* INFORMATION SHOWN *
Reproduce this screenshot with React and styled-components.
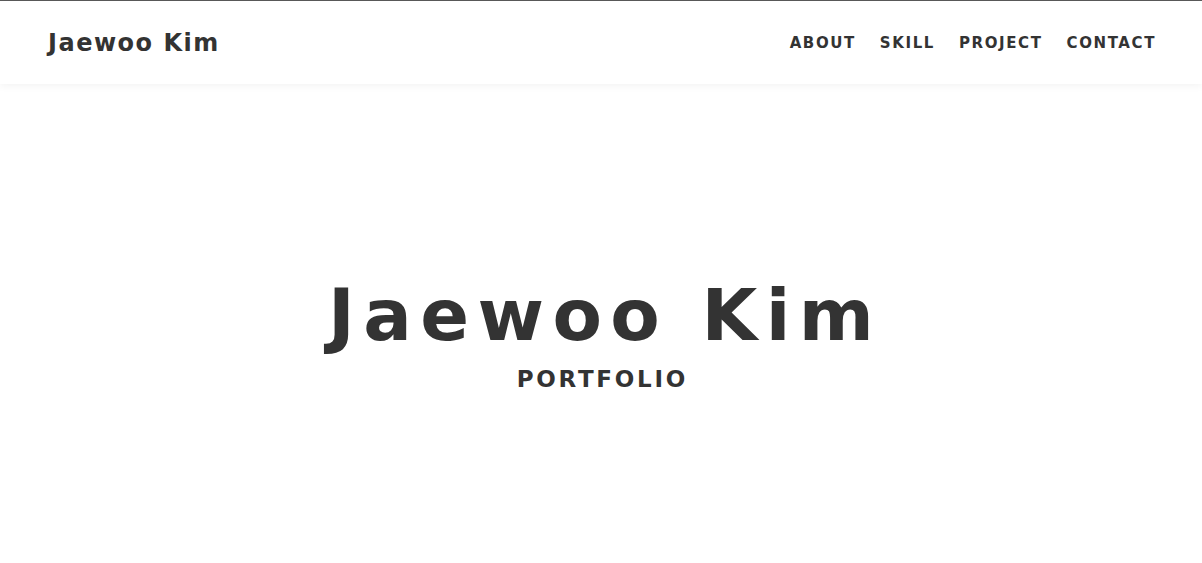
import React from "react"
import styled, { createGlobalStyle } from "styled-components"

const GlobalStyle = createGlobalStyle`
  html, body {
    margin: 0;
    padding: 0;
    background: #fff;
  }
  body {
    font-family: "DejaVu Sans", "Liberation Sans", sans-serif;
    color: #333;
  }
`

const Page = styled.div`
  display: flex;
  flex-direction: column;
  min-height: 563px;
  border-top: 1px solid #5a5a5a;
  box-sizing: border-box;
`

const Header = styled.header`
  display: flex;
  align-items: center;
  justify-content: space-between;
  height: 83px;
  padding: 0 46px 0 48px;
  background: #fff;
  box-shadow: 0 2px 8px rgba(0, 0, 0, 0.05);
  position: relative;
  z-index: 1;
`

const Logo = styled.a`
  font-size: 24px;
  font-weight: 700;
  letter-spacing: 1.5px;
  color: #333;
  text-decoration: none;
`

const Nav = styled.nav`
  display: flex;
  gap: 24px;
`

const NavLink = styled.a`
  font-size: 15px;
  font-weight: 700;
  letter-spacing: 1.6px;
  color: #333;
  text-decoration: none;
`

const Hero = styled.section`
  flex: 1;
  display: flex;
  flex-direction: column;
  align-items: center;
  justify-content: center;
  padding-top: 22px;
`

const Title = styled.h1`
  margin: 0;
  font-size: 72px;
  font-weight: 700;
  letter-spacing: 8.4px;
  line-height: 1;
  color: #333;
  padding-left: 8.4px;
`

const Subtitle = styled.h2`
  margin: 17px 0 0;
  font-size: 23px;
  font-weight: 700;
  letter-spacing: 2.7px;
  line-height: 1;
  color: #333;
  padding-left: 2.7px;
`

export default function App() {
  return (
    <>
      <GlobalStyle />
      <Page>
        <Header>
          <Logo href="#">Jaewoo Kim</Logo>
          <Nav>
            <NavLink href="#">ABOUT</NavLink>
            <NavLink href="#">SKILL</NavLink>
            <NavLink href="#">PROJECT</NavLink>
            <NavLink href="#">CONTACT</NavLink>
          </Nav>
        </Header>
        <Hero>
          <Title>Jaewoo Kim</Title>
          <Subtitle>PORTFOLIO</Subtitle>
        </Hero>
      </Page>
    </>
  )
}
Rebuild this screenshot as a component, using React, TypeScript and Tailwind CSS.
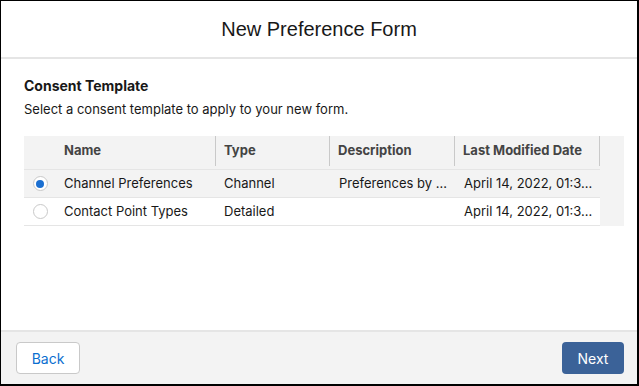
import React from 'react';

const rows = [
  { name: 'Channel Preferences', type: 'Channel', description: 'Preferences by ...', date: 'April 14, 2022, 01:3...', selected: true },
  { name: 'Contact Point Types', type: 'Detailed', description: '', date: 'April 14, 2022, 01:3...', selected: false },
];

const cols = 'grid grid-cols-[32px_160px_114px_125px_145px]';

const Radio = ({ checked }: { checked: boolean }) => (
  <span className="flex h-[15px] w-[15px] items-center justify-center rounded-full border border-[#c9c9c9] bg-white">
    {checked && <span className="h-[8px] w-[8px] rounded-full bg-[#1b6fd1]" />}
  </span>
);

export default function App() {
  return (
    <div className="flex h-[386px] w-[639px] flex-col border-t border-l border-r-2 border-b-2 border-black bg-white font-['Inter',sans-serif] text-[#181818]">
      {/* header */}
      <div className="flex h-[58px] items-center justify-center border-b-2 border-[#e5e5e5]">
        <h1 className="font-['Liberation_Sans',Arial,sans-serif] text-[20px] font-normal">New Preference Form</h1>
      </div>

      {/* body */}
      <div className="flex-1 px-[23px] pt-[17px]">
        <h2 className="text-[14px] font-bold leading-[20px]">Consent Template</h2>
        <p className="mt-[4px] text-[13px] leading-[18px]">Select a consent template to apply to your new form.</p>

        <div className="mt-[18px] w-[600px] bg-[#f3f3f3]">
          <div className="w-[576px] text-[13px]">
            <div className={`${cols} h-[34px] border-b border-[#e5e5e5] bg-[#f3f3f3] pb-[3px] font-bold text-[#444]`}>
              <div />
              <div className="flex items-center border-r border-[#c9c9c9] pl-[8px]">Name</div>
              <div className="flex items-center border-r border-[#c9c9c9] pl-[8px]">Type</div>
              <div className="flex items-center border-r border-[#c9c9c9] pl-[8px]">Description</div>
              <div className="flex items-center border-r border-[#c9c9c9] pl-[8px]">Last Modified Date</div>
            </div>
            {rows.map((r) => (
              <div
                key={r.name}
                className={`${cols} h-[28px] border-b border-[#e5e5e5] ${r.selected ? 'bg-[#f3f3f3]' : 'bg-white'}`}
              >
                <div className="flex items-center justify-center">
                  <Radio checked={r.selected} />
                </div>
                <div className="flex items-center overflow-hidden whitespace-nowrap pl-[8px]">{r.name}</div>
                <div className="flex items-center overflow-hidden whitespace-nowrap pl-[8px]">{r.type}</div>
                <div className="flex items-center overflow-hidden whitespace-nowrap pl-[9px]">{r.description}</div>
                <div className="flex items-center overflow-hidden whitespace-nowrap pl-[9px]">{r.date}</div>
              </div>
            ))}
          </div>
        </div>
      </div>

      {/* footer */}
      <div className="flex h-[54px] items-center justify-between border-t-2 border-[#e5e5e5] bg-[#f3f3f3] pl-[15px] pr-[13px]">
        <button className="h-[32px] w-[64px] rounded-[4px] border border-[#c9c9c9] bg-white text-[14px] text-[#0b6fd0]">
          Back
        </button>
        <button className="h-[32px] w-[62px] rounded-[4px] bg-[#3b6298] text-[14px] text-white">
          Next
        </button>
      </div>
    </div>
  );
}
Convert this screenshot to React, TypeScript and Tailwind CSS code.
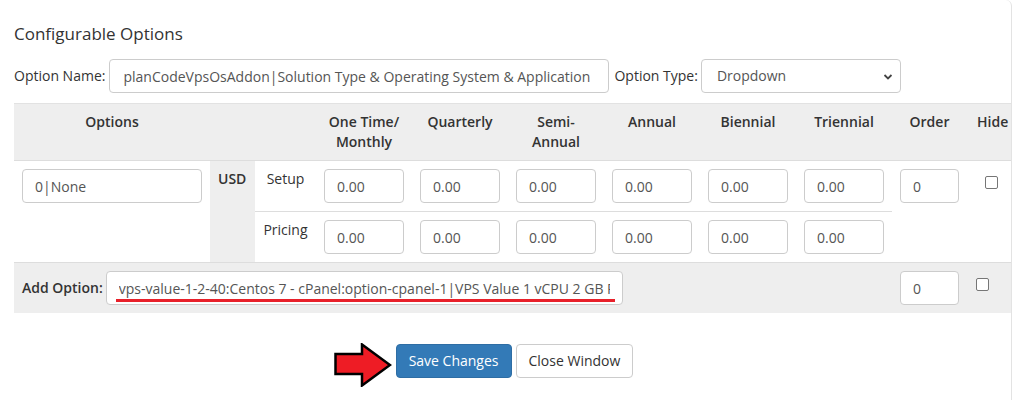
import React from 'react'

const periods: [string, string?][] = [
  ['One Time/', 'Monthly'],
  ['Quarterly'],
  ['Semi-', 'Annual'],
  ['Annual'],
  ['Biennial'],
  ['Triennial'],
]

const inputCls =
  'h-[34px] w-full rounded-[4px] border border-[#ccc] bg-white px-3 text-[14px] text-[#555] outline-none'

function PriceInput() {
  return <input readOnly value="0.00" className={inputCls} />
}

function Checkbox() {
  return <span className="inline-block h-[13px] w-[13px] rounded-[2px] border border-[#767676] bg-white" />
}

function RedArrow() {
  return (
    <svg width="58" height="44" viewBox="0 0 58 44" className="absolute left-[-62px] top-[-1px]">
      <path
        d="M1.5 11 H28 V1.5 L56 22 L28 42.5 V31 H1.5 Z"
        fill="#ee1c25"
        stroke="#000"
        strokeWidth="2.5"
      />
    </svg>
  )
}

export default function App() {
  return (
    <div className="h-[400px] w-[1012px] overflow-hidden rounded-tr-[6px] border-r border-[#e3e3e3] bg-white font-['Open_Sans',sans-serif] text-[14px] leading-[20px] text-[#333]">
      <div className="w-[1029px] px-[14px] pt-[24px]">
        <h3 className="text-[17px] leading-[20px] font-normal">Configurable Options</h3>

        <div className="mt-[15px] flex items-center">
          <span className="mr-[4px]">Option Name:</span>
          <input
            readOnly
            value="planCodeVpsOsAddon|Solution Type & Operating System & Application"
            className="h-[34px] w-[500px] rounded-[4px] border border-[#ccc] bg-white px-[13px] text-[14px] text-[#555] outline-none"
          />
          <span className="ml-[5px] mr-[3px]">Option Type:</span>
          <div className="relative flex h-[34px] w-[200px] items-center rounded-[4px] border border-[#ccc] bg-white pl-[15px] text-[#555]">
            Dropdown
            <svg width="10" height="10" viewBox="0 0 10 10" className="absolute right-[7px] top-[12px]">
              <path d="M1.5 3 L5 6.5 L8.5 3" fill="none" stroke="#444" strokeWidth="1.8" />
            </svg>
          </div>
        </div>

        <table className="mt-[10px] w-[1001px] table-fixed border-collapse">
          <colgroup>
            <col className="w-[196px]" />
            <col className="w-[45px]" />
            <col className="w-[61px]" />
            {periods.map((p) => (
              <col key={p[0]} className="w-[96px]" />
            ))}
            <col className="w-[75px]" />
            <col className="w-[48px]" />
          </colgroup>
          <thead>
            <tr className="border-t border-[#e2e2e2] bg-[#eee] align-top">
              <th className="p-2 font-semibold">Options</th>
              <th className="p-2" />
              <th className="p-2" />
              {periods.map(([a, b]) => (
                <th key={a} className="whitespace-nowrap p-2 font-semibold">
                  {a}
                  {b && (
                    <>
                      <br />
                      {b}
                    </>
                  )}
                </th>
              ))}
              <th className="p-2 font-semibold">Order</th>
              <th className="p-2 pl-[10px] text-left font-semibold">Hide</th>
            </tr>
          </thead>
          <tbody>
            <tr className="border-t border-[#ddd] align-top">
              <td rowSpan={2} className="p-2">
                <input readOnly value="0|None" className={inputCls} />
              </td>
              <td rowSpan={2} className="bg-[#eee] p-2 font-semibold">
                USD
              </td>
              <td className="p-2 text-center">Setup</td>
              {periods.map((p) => (
                <td key={p[0]} className="p-2">
                  <PriceInput />
                </td>
              ))}
              <td rowSpan={2} className="p-2">
                <input readOnly value="0" className={inputCls} />
              </td>
              <td rowSpan={2} className="p-2 pt-[13px] text-center">
                <Checkbox />
              </td>
            </tr>
            <tr className="align-top">
              <td className="border-t border-[#ddd] p-2 text-center">Pricing</td>
              {periods.map((p) => (
                <td key={p[0]} className="border-t border-[#ddd] p-2">
                  <PriceInput />
                </td>
              ))}
            </tr>
            <tr className="border-t border-[#ddd] bg-[#eee] align-top">
              <td colSpan={9} className="p-2">
                <div className="flex items-center">
                  <span className="mr-[3px] font-semibold">Add Option:</span>
                  <div className="relative">
                    <input
                      readOnly
                      value="vps-value-1-2-40:Centos 7 - cPanel:option-cpanel-1|VPS Value 1 vCPU 2 GB RAM 40 GB SSD"
                      className="h-[34px] w-[517px] rounded-[4px] border border-[#ccc] bg-white px-3 text-[14px] text-[#555] outline-none"
                    />
                    <div className="absolute left-[10px] right-[8px] top-[28px] h-[3px] bg-[#e8202a]" />
                  </div>
                </div>
              </td>
              <td className="p-2">
                <input readOnly value="0" className={inputCls} />
              </td>
              <td className="p-2 pl-[9px] pt-[13px]">
                <Checkbox />
              </td>
            </tr>
          </tbody>
        </table>

        <div className="mt-[31px] flex justify-center gap-[4px]">
          <div className="relative">
            <RedArrow />
            <button className="h-[34px] rounded-[4px] border border-[#2e6da4] bg-[#337ab7] px-3 text-white">
              Save Changes
            </button>
          </div>
          <button className="h-[34px] rounded-[4px] border border-[#ccc] bg-white px-3 text-[#333]">
            Close Window
          </button>
        </div>
      </div>
    </div>
  )
}
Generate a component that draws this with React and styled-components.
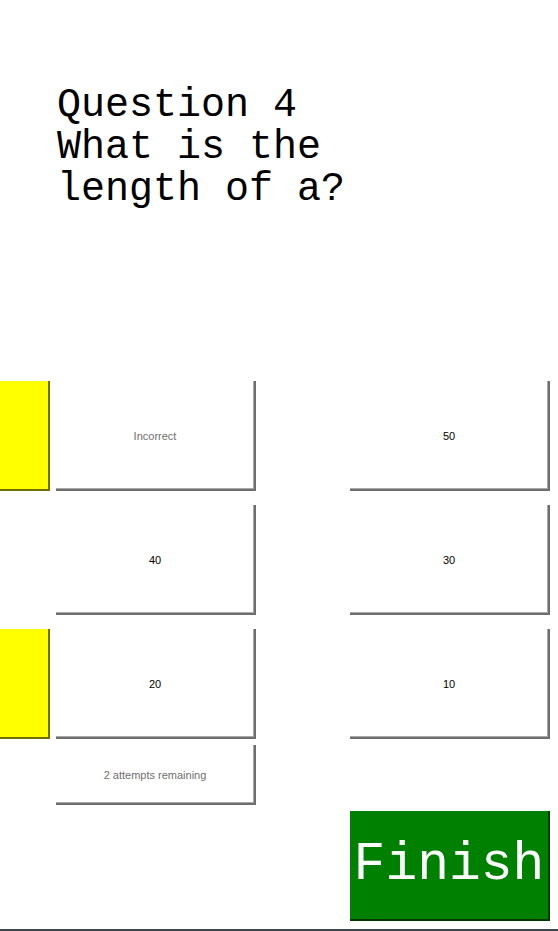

* YOUR GOAL *
Copy out the listing above from the line containing "Convert this screenshot" to the line containing "text-[14px] text-[#555] outline-none'", both included, exactly as written and minus the images.

* RESULT BELOW *
Convert this screenshot to React, TypeScript and Tailwind CSS code.
import React from 'react'

const periods: [string, string?][] = [
  ['One Time/', 'Monthly'],
  ['Quarterly'],
  ['Semi-', 'Annual'],
  ['Annual'],
  ['Biennial'],
  ['Triennial'],
]

const inputCls =
  'h-[34px] w-full rounded-[4px] border border-[#ccc] bg-white px-3 text-[14px] text-[#555] outline-none'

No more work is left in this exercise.